◆ Written instruction: Sift the listing for lines that hold the string "screenshot" and pull them out.
====================
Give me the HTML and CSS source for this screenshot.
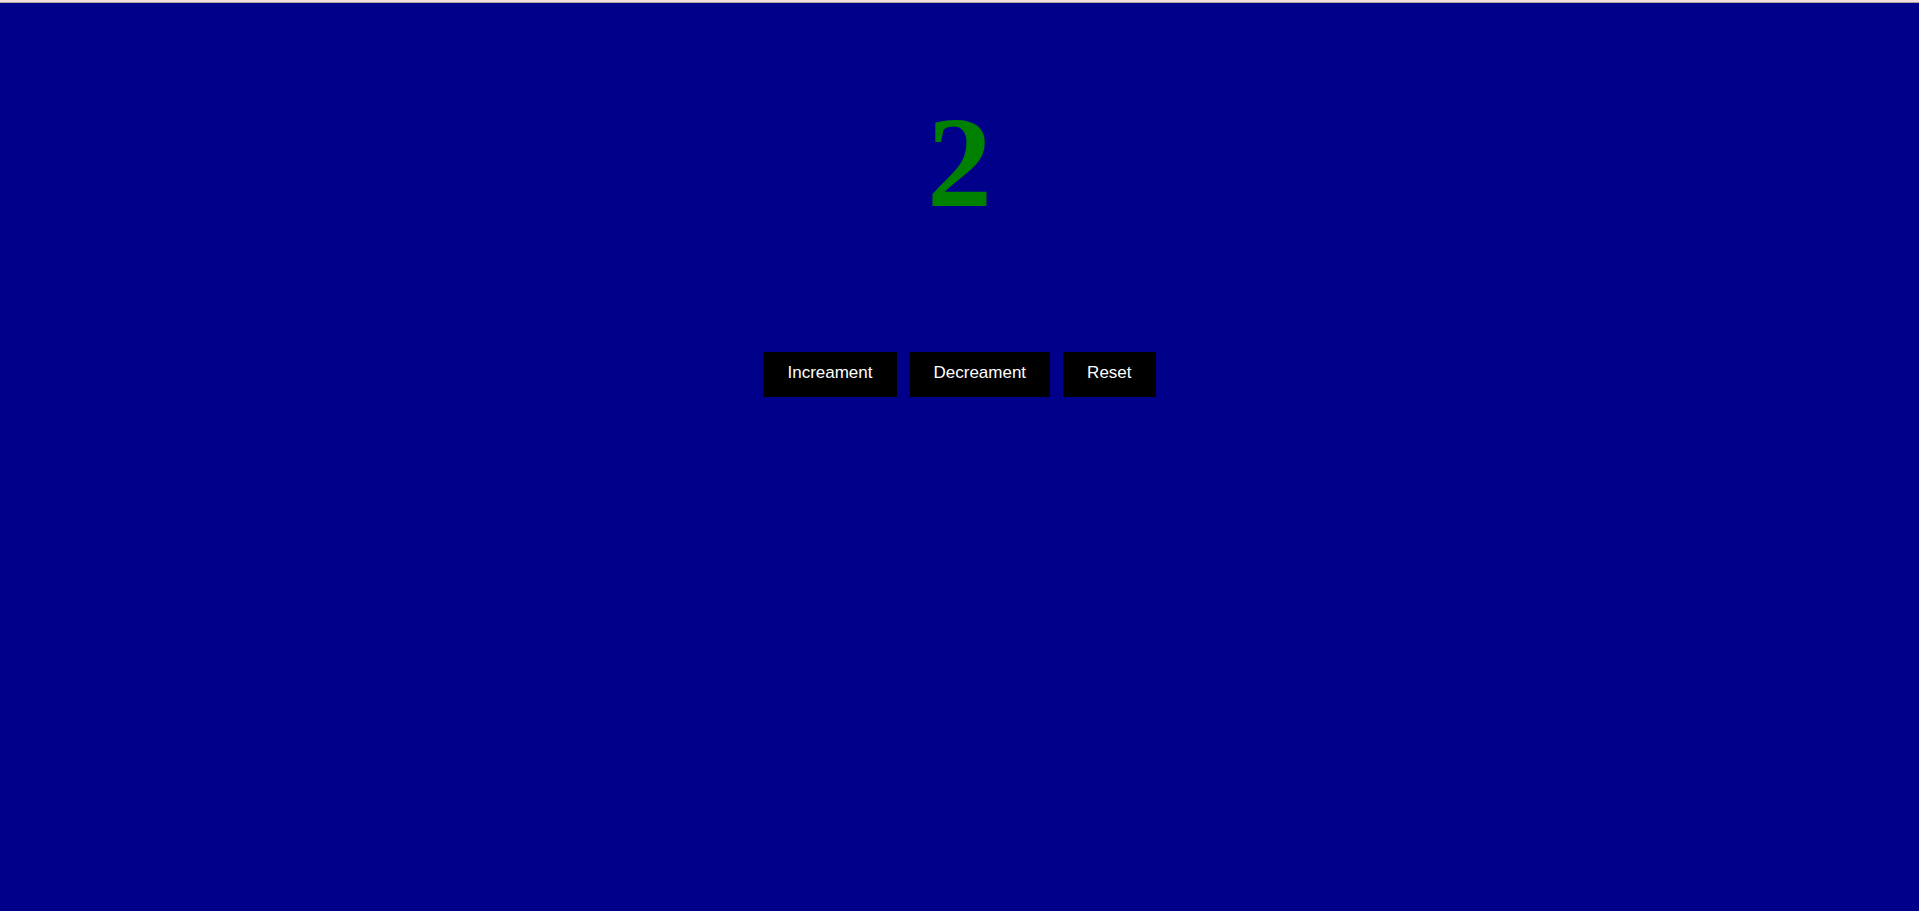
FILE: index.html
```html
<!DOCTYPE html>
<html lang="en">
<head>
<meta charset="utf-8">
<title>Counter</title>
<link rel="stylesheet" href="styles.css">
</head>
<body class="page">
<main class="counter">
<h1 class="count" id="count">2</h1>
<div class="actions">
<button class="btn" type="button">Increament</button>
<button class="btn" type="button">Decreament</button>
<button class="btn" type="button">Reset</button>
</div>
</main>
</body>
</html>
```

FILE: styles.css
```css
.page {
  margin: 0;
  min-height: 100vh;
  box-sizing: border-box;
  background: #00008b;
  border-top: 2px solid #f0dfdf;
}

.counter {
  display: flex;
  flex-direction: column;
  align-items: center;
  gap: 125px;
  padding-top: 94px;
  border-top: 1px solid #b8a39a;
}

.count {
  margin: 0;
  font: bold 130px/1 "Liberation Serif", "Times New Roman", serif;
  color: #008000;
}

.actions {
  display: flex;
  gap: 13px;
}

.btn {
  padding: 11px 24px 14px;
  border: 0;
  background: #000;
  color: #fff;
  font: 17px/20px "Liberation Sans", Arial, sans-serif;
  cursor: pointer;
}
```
====================
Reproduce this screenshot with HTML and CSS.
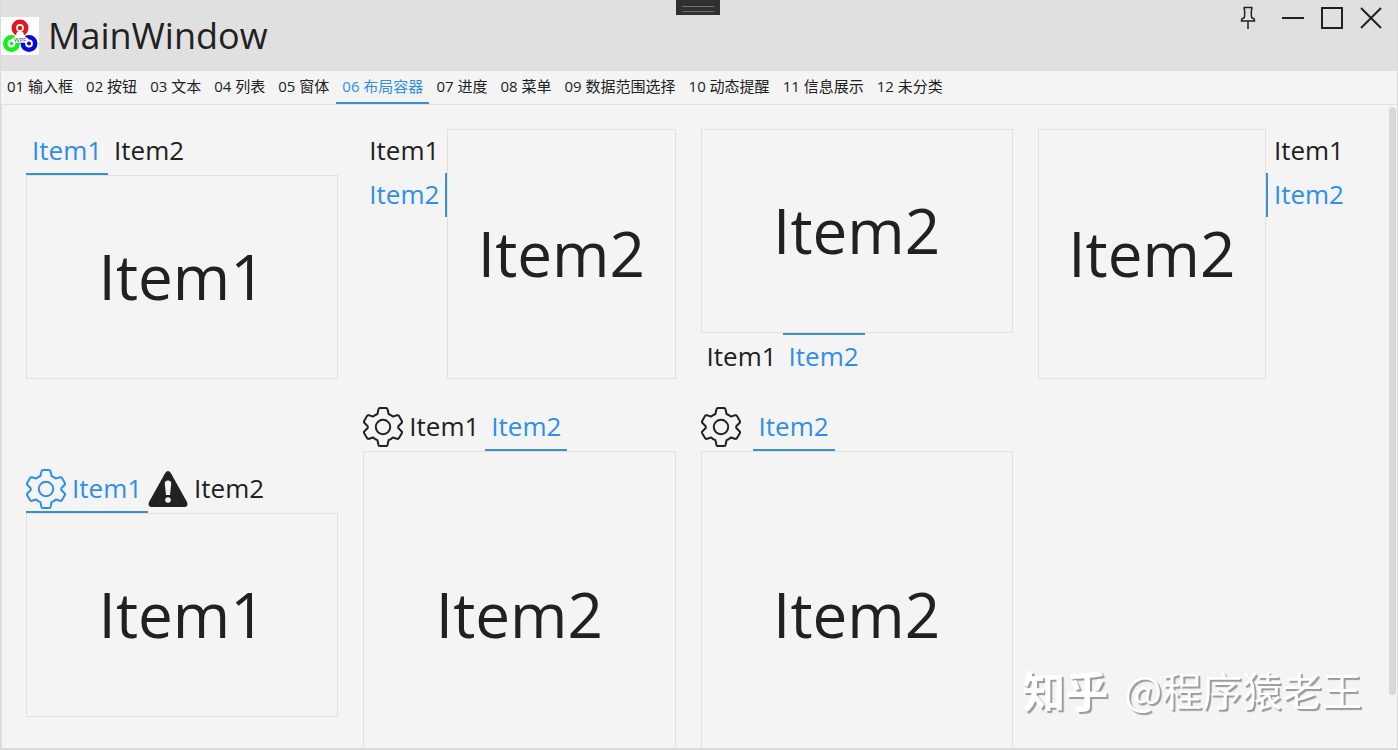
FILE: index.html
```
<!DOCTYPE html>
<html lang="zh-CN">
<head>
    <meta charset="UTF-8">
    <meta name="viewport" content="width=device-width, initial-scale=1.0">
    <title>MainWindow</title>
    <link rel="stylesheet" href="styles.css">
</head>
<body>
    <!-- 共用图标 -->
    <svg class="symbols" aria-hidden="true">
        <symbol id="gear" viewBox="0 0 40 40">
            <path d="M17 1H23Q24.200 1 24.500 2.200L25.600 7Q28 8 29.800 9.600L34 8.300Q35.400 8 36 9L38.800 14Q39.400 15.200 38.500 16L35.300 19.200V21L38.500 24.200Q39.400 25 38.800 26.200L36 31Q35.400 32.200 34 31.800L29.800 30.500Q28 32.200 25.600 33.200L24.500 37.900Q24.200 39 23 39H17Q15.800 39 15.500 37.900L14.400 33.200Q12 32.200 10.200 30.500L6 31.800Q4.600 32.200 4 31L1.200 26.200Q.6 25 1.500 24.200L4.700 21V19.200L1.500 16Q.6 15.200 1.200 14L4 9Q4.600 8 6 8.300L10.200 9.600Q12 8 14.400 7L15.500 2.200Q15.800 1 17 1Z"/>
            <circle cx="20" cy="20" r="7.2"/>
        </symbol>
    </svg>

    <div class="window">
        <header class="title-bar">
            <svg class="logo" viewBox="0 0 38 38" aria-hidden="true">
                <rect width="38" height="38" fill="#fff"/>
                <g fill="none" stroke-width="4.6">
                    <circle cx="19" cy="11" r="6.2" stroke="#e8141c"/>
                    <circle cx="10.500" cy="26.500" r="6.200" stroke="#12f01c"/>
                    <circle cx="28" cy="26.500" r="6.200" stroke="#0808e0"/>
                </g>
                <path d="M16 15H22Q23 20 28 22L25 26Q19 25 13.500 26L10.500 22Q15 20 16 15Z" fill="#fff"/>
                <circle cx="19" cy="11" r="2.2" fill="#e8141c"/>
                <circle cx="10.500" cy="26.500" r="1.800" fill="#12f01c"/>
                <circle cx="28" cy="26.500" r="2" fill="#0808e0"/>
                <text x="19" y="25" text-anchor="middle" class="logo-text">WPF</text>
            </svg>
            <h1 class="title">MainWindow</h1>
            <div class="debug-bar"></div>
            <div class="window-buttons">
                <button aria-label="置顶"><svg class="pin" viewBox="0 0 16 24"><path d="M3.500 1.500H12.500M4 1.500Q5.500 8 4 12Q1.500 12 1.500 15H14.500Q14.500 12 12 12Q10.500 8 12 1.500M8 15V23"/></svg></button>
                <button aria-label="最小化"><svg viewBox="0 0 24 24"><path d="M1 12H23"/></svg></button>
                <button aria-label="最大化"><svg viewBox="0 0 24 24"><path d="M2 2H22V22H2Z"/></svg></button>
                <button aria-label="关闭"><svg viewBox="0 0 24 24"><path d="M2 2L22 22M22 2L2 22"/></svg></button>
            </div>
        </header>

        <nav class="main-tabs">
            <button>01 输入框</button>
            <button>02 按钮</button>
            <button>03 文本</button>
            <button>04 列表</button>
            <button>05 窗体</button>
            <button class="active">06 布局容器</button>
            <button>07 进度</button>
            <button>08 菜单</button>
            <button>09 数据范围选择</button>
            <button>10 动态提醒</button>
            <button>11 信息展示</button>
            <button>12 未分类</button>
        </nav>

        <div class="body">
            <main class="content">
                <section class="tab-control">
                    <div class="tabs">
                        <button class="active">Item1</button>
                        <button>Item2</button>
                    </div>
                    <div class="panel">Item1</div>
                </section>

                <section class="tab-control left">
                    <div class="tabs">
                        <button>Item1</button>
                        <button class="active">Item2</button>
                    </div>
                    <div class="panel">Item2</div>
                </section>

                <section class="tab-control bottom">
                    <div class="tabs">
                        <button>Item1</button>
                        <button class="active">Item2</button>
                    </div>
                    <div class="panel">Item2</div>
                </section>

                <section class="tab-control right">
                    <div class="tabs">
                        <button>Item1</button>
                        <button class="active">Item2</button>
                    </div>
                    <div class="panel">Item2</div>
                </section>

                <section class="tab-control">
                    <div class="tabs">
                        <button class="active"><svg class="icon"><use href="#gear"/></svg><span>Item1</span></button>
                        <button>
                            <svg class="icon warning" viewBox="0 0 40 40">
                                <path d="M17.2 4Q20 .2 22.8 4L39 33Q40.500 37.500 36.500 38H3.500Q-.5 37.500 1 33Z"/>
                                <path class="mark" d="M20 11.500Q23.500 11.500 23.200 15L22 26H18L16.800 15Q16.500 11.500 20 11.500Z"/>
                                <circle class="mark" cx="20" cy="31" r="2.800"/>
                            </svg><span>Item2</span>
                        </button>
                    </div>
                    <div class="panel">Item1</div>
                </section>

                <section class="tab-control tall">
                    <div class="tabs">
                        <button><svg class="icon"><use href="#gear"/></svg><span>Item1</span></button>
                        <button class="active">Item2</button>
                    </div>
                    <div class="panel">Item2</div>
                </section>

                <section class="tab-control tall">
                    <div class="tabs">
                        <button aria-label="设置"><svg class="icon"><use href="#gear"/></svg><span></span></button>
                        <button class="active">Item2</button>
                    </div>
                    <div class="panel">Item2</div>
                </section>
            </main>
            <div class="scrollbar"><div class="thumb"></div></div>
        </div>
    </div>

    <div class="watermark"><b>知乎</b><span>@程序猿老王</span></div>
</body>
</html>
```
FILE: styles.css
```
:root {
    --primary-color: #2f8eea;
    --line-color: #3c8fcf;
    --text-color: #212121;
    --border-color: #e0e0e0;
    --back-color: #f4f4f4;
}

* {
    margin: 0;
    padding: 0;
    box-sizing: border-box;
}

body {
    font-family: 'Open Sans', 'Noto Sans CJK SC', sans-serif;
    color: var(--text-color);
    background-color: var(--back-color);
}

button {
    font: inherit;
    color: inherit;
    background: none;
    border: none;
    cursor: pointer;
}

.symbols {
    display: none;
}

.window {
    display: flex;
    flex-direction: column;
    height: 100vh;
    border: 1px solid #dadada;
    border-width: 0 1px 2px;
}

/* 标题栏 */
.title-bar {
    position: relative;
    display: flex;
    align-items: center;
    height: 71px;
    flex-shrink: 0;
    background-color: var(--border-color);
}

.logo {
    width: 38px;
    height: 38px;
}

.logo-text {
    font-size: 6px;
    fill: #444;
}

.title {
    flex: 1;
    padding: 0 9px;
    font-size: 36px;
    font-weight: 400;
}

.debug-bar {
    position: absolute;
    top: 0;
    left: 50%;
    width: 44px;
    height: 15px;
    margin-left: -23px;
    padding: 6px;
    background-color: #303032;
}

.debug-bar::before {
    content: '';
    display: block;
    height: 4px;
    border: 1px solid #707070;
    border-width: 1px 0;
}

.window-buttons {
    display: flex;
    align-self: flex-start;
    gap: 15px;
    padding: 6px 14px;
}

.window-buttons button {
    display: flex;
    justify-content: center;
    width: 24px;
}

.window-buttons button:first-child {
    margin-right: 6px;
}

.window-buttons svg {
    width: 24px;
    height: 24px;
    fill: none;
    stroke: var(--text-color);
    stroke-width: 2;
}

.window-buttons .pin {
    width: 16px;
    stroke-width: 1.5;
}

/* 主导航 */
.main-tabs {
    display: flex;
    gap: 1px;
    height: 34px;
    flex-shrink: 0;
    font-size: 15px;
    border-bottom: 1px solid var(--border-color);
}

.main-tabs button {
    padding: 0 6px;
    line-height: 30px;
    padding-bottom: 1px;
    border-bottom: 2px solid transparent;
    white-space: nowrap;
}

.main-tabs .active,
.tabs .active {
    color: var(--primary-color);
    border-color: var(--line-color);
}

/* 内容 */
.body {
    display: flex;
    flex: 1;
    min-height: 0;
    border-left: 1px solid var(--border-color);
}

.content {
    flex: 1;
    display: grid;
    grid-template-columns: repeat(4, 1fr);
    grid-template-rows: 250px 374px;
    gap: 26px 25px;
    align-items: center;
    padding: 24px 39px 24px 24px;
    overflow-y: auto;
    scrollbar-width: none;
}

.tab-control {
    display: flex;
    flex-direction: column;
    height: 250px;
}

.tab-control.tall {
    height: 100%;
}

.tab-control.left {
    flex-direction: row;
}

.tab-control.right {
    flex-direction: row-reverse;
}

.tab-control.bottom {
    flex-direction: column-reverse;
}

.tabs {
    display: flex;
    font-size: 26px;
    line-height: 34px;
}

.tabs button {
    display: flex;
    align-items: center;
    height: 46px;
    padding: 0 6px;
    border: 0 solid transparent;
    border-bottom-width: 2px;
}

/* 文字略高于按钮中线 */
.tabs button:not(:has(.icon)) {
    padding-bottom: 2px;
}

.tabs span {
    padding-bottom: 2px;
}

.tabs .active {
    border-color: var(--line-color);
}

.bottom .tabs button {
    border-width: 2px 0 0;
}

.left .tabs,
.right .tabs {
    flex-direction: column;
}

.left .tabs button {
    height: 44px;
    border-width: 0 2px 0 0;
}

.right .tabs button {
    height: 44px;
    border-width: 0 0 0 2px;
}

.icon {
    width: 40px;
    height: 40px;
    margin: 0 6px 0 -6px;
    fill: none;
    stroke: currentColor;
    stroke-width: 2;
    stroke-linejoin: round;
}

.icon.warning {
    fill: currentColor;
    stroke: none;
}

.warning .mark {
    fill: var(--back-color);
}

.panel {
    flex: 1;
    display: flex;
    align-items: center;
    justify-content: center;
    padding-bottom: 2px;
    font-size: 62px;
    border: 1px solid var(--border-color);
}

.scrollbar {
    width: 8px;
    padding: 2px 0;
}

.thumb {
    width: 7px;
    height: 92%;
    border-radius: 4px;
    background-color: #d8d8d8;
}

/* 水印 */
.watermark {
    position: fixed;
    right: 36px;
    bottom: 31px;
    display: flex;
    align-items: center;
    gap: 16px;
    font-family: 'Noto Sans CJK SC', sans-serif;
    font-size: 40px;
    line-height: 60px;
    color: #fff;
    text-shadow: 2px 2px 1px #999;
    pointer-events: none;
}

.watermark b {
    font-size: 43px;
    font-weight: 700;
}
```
====================
◆ Exercise solution:
Give me the HTML and CSS source for this screenshot.
Reproduce this screenshot with HTML and CSS.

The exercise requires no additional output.